Holding — Dooley, J.
- The Vermont Supreme Court held that the trial court abused its discretion by denying the plaintiffs attorney's fees and reversed that portion of the ruling, remanding for calculation of reasonable fees.
Rule
- A party is entitled to recover attorney's fees when provided for in a contractual agreement, and a court cannot deny such fees upon a prevailing party's request without sufficient justification.
Reasoning
- The Vermont Supreme Court reasoned that contractual provisions in negotiable instruments typically entitle the holder to recover attorney's fees, and the trial court had no discretion to deny any recovery when the plaintiffs prevailed.
- The court noted that the trial court's rationale for denying fees, which included the plaintiffs' failure to be explicit about their business practices and the nature of the underlying dispute, did not justify the blanket denial of fees.
- It stated that while the court could consider the plaintiffs' actions in resolving disputes prior to litigation, it could not reduce the fees based on the nature of the dispute or because part of the attorney's work involved defending against counterclaims.
- The court affirmed the trial court's award of the $20,000 plus interest, finding that the defendants' arguments regarding breach of contract and the validity of the bonus lacked merit.
- The court concluded that the bonus payment did not affect the value of the stock and that the trial court's findings, although somewhat sparse, were sufficient to support the decision.
Deep Dive: How the Court Reached Its Decision
Court's Reasoning on Attorney's Fees
The Vermont Supreme Court determined that the trial court had abused its discretion by denying the plaintiffs' request for attorney's fees. The court emphasized that contractual provisions in negotiable instruments typically entitle the holder to recover such fees, particularly when the holder prevails in a legal action. The trial court's rationale for denying the fees was insufficient; the court noted that a blanket denial based on the plaintiffs’ lack of explicitness regarding their business practices did not meet the necessary legal standard. Furthermore, the court stated that while the trial court could consider the plaintiffs' actions in resolving disputes prior to litigation, it could not reduce the fees simply because the underlying dispute revolved around the bonus payment. The court clarified that the nature of the dispute or the fact that some attorney work involved defending against counterclaims should not influence the fee amount awarded. By affirming the trial court’s decision regarding the $20,000 plus interest, the court found that the defendants' arguments concerning breach of contract and the validity of the bonus lacked merit. The court concluded that the bonus payment did not diminish the value of the stock sold, and the trial court’s findings, although somewhat brief, were adequate to support its conclusions. In summary, the court ruled that the plaintiffs were entitled to recover reasonable attorney's fees as part of their contractual rights under the promissory note.

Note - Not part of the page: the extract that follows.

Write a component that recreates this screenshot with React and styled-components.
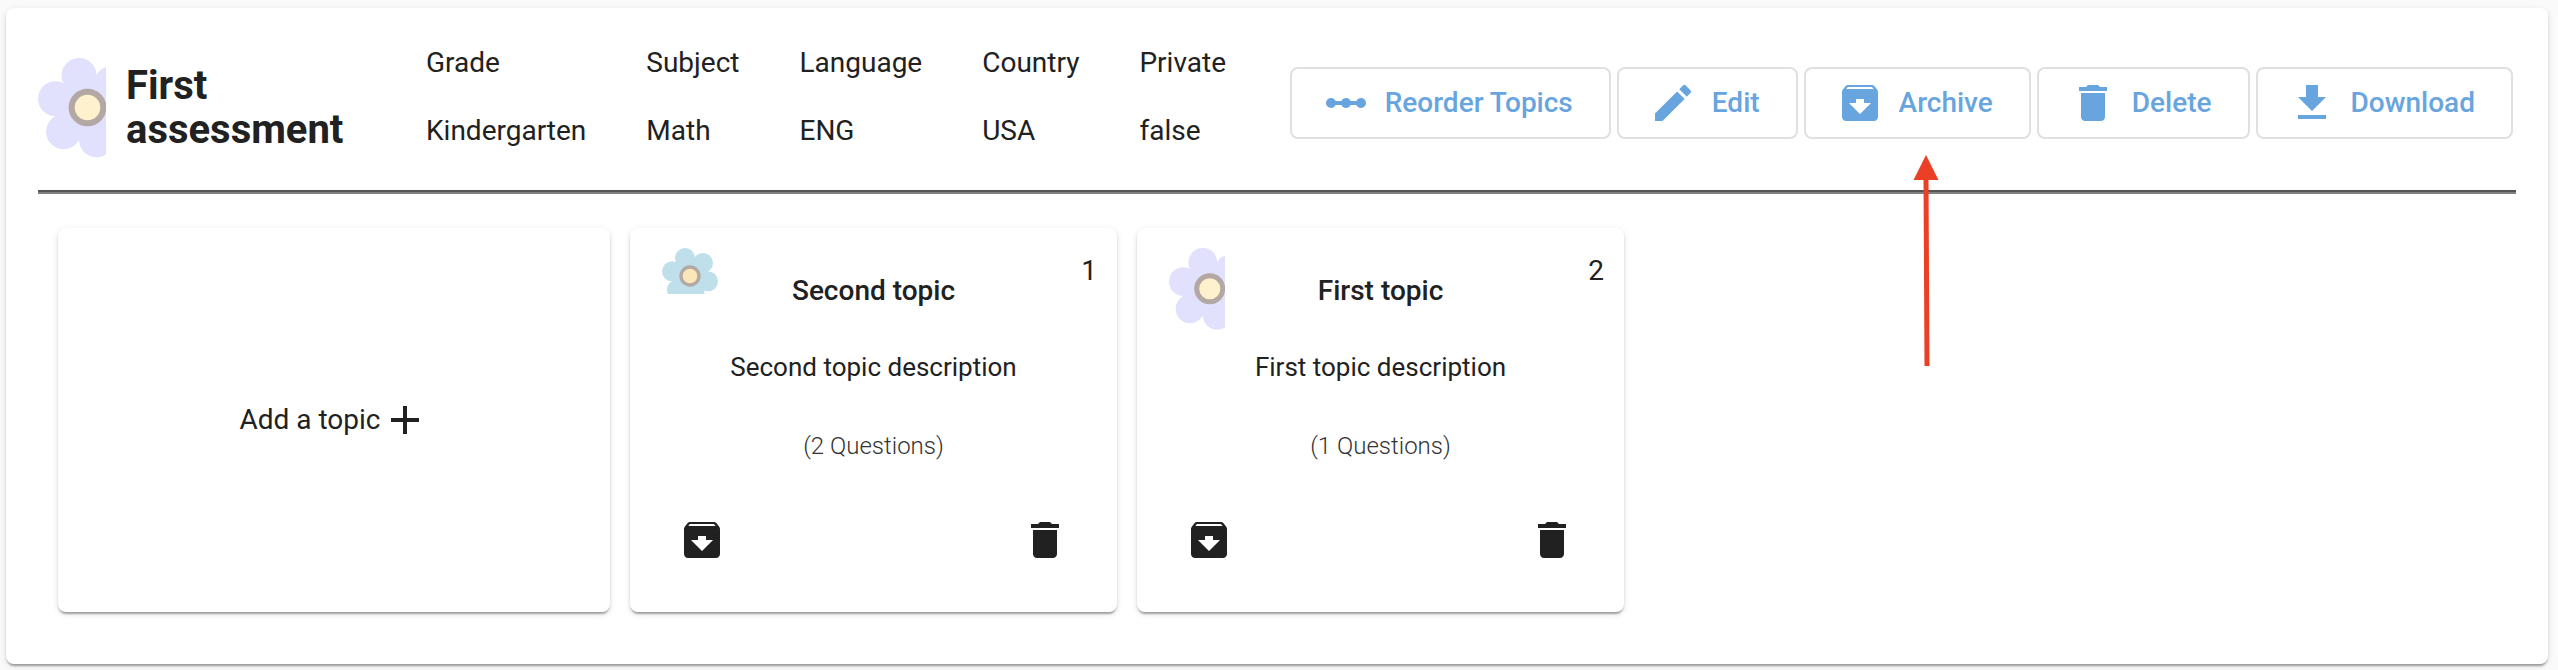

Court's Analysis of the Defendants' Arguments
The court carefully analyzed the defendants' arguments against the backdrop of the contractual obligations established during the sale of Peerless Granite Company. The defendants contended that Helen Roy’s issuance of the $20,000 bonus check constituted a breach of the stock purchase agreement, primarily because the check was drawn just before the closing date of the sale. However, the court maintained that payment on a check relates back to the time it is delivered to the payee, thereby dismissing the defendants' claims that the check was a suspended indebtedness. The court further noted that the check was a negotiable instrument, payable on demand, and that the plaintiffs were within the reasonable time frame for presenting the check for payment. The defendants' interpretation of the underlying obligations was found to be misguided, as the court clarified that the relevant legal provisions did not support their theory that the bonus payment breached the agreement. Additionally, the court found that the trial court's judgment and its determination that the bonus did not affect the stock's value were well supported by the evidence presented. Thus, the defendants failed to establish grounds for their appeal regarding the validity of the plaintiffs’ claims.
Conclusion on Findings and Legal Principles
In its conclusion, the Vermont Supreme Court reaffirmed key legal principles regarding the enforceability of contractual provisions for attorney's fees in promissory notes and the obligations arising from such agreements. It held that when a party prevails in an action to enforce a contractual right, including the recovery of a debt secured by a negotiable instrument, the court cannot arbitrarily deny recovery of reasonable attorney's fees without adequate justification. This ruling underscored the importance of honoring contractual commitments and protecting the rights of parties who fulfill their obligations under the law. The court's decision reinforced that all parties involved in commercial transactions should undertake due diligence and provide full disclosure during negotiations to avoid disputes. Ultimately, the court's ruling provided clarity on how contractual relationships and obligations are interpreted in the context of commercial transactions, thereby ensuring a fair and equitable resolution for the prevailing party.